Maligalig and Jerry Salibio claimed that they had a “permit” to move the items, Lubag said. But he told them that Phadag did not recognize the permit or whoever issued it because the group was not consulted about the transfer.
The Phadag coordinated with Mayor Joel Maliwanag of Mansalay and Dr. Ely Cabrera of the municipal health office for the safekeeping of the “evidence.”
The Mangyan people believe that the dead inside the caves should not be disturbed because bad spirits were behind some deaths. They claim that native healers called “daniw” are able to talk with the spirits and that their anger shows when farms are destroyed.
“It’s my first time to witness this—worms ate up our palay, corn, Singapore gabi; even the cogon grasses like in Banti are gone. Our animals are dying, like two weeks ago, only in a week’s time—two cows, two carabaos and a goat died in Sitio Balugo, Barangay Budburan (in Mansalay town),” Lubag said.

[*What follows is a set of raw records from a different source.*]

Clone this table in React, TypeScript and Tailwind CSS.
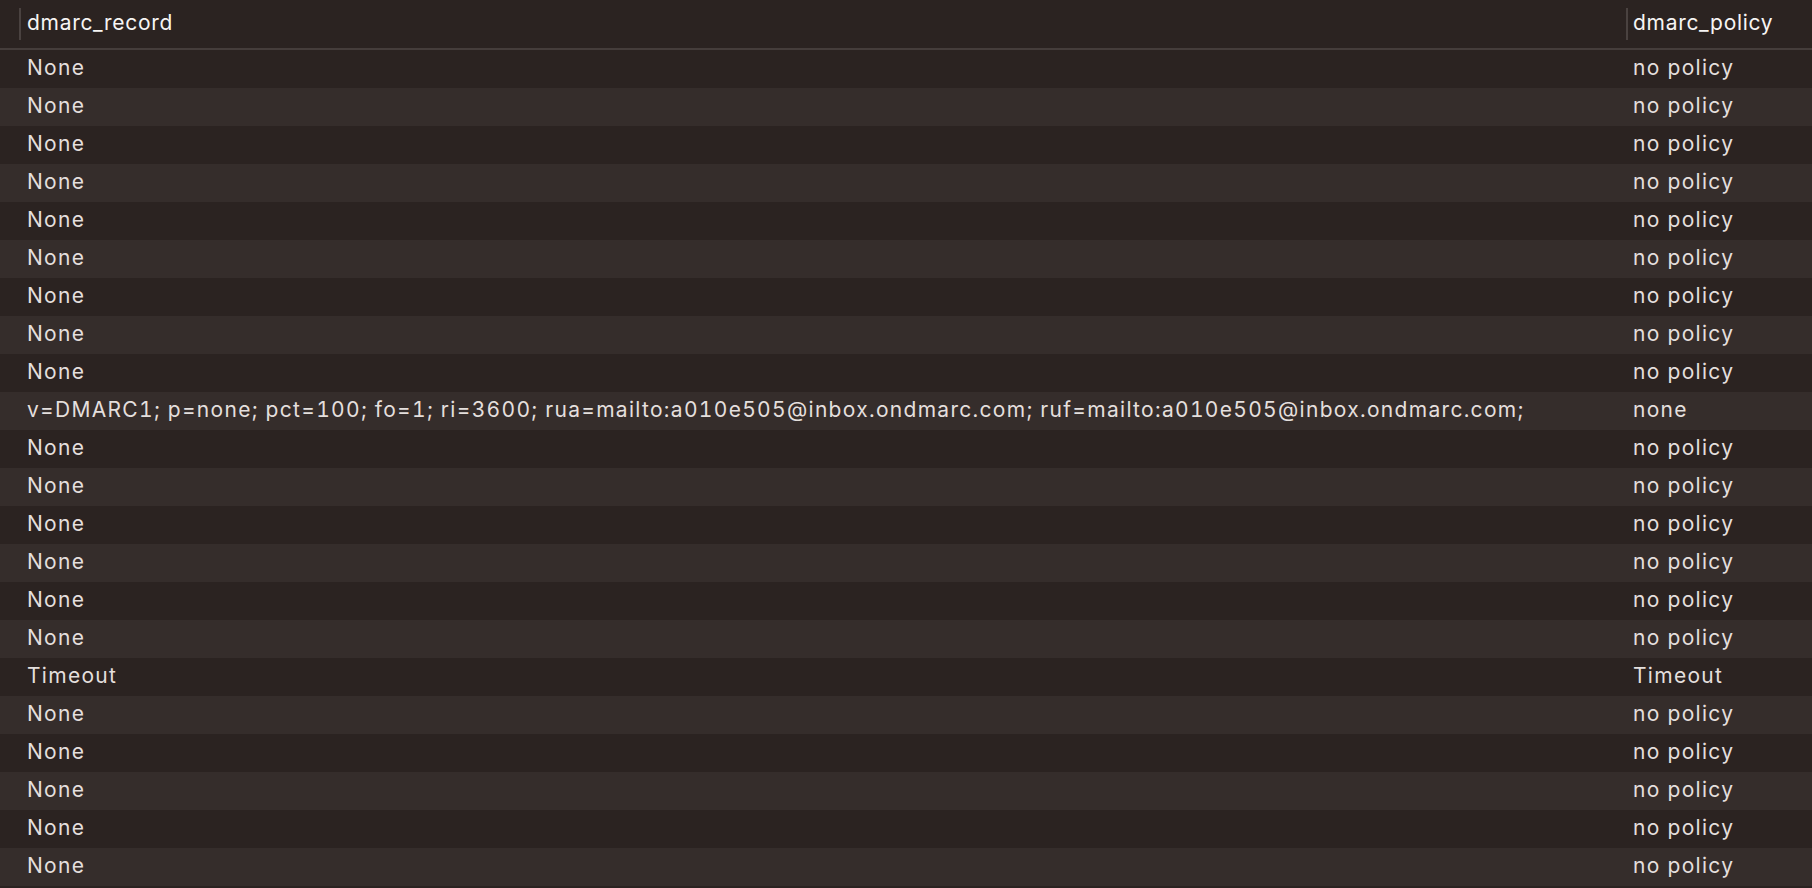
import React from "react";

type Row = { record: string; policy: string };

const dmarc =
  "v=DMARC1; p=none; pct=100; fo=1; ri=3600; rua=mailto:a010e505@inbox.ondmarc.com; ruf=mailto:a010e505@inbox.ondmarc.com;";

const rows: Row[] = [
  ...Array(9).fill({ record: "None", policy: "no policy" }),
  { record: dmarc, policy: "none" },
  ...Array(6).fill({ record: "None", policy: "no policy" }),
  { record: "Timeout", policy: "Timeout" },
  ...Array(5).fill({ record: "None", policy: "no policy" }),
];

const App = () => {
  return (
    <div
      className="w-full h-screen overflow-hidden bg-[#2b2321] text-[#e4dfdd] text-[21px] tracking-[1.3px] tabular-nums"
      style={{ fontFamily: "Inter, 'Liberation Sans', sans-serif" }}
    >
      {/* Header */}
      <div className="flex h-[50px] border-b-2 border-[#453d3b] pl-[19px] text-[#f7f5f4] tracking-[0.7px]">
        <div className="flex-1 flex items-center">
          <div className="w-[2px] h-[32px] bg-[#4a4240]" />
          <span className="pl-[6px] pb-[3px]">dmarc_record</span>
        </div>
        <div className="w-[186px] flex items-center">
          <div className="w-[2px] h-[32px] bg-[#4a4240]" />
          <span className="pl-[5px] pb-[3px]">dmarc_policy</span>
        </div>
      </div>

      {/* Rows */}
      {rows.map((r, i) => (
        <div
          key={i}
          className={
            "flex h-[38px] items-center " +
            (i % 2 === 0 ? "bg-[#2b2321]" : "bg-[#352d2b]")
          }
        >
          <div className="flex-1 pl-[27px] pb-[2px] whitespace-nowrap">{r.record}</div>
          <div className="w-[186px] pl-[7px] pb-[2px] whitespace-nowrap">{r.policy}</div>
        </div>
      ))}
    </div>
  );
};

export default App;
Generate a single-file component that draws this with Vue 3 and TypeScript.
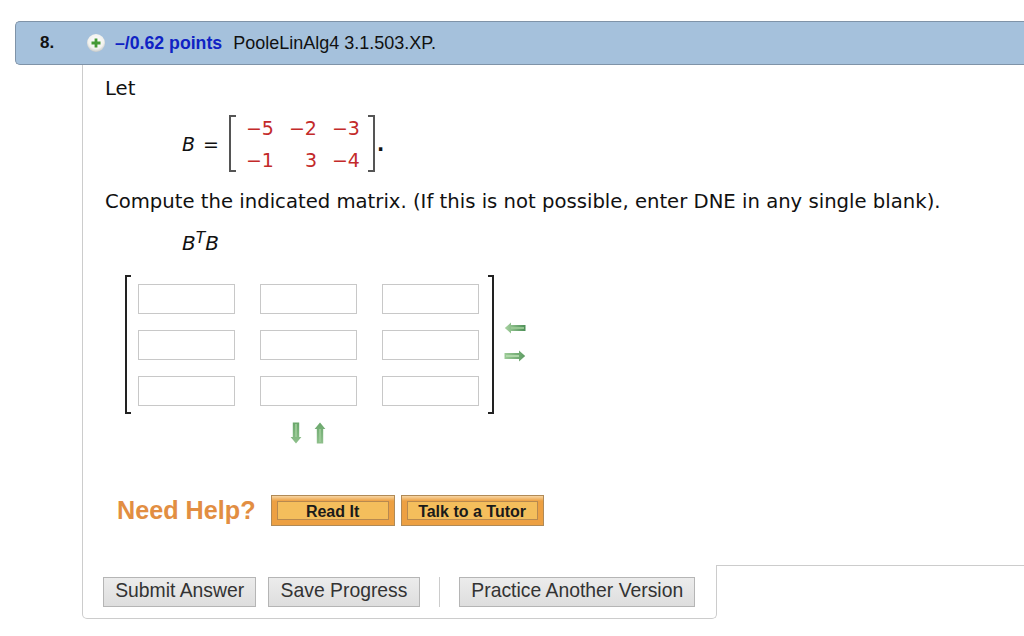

He warned that eating food from money earned from the sale of skeletal remains was like “eating the dead.”
He said the violators should be penalized, including the imprisonment of the non-Mangyan. “In the customary law, the violators will have to pay all the expenses incurred during the burial of the dead. For example, one dead I know spent four cows and five cavans of rice to feed the community.”
He wished that concerned agencies and officials would help them find justice and help for the tribe.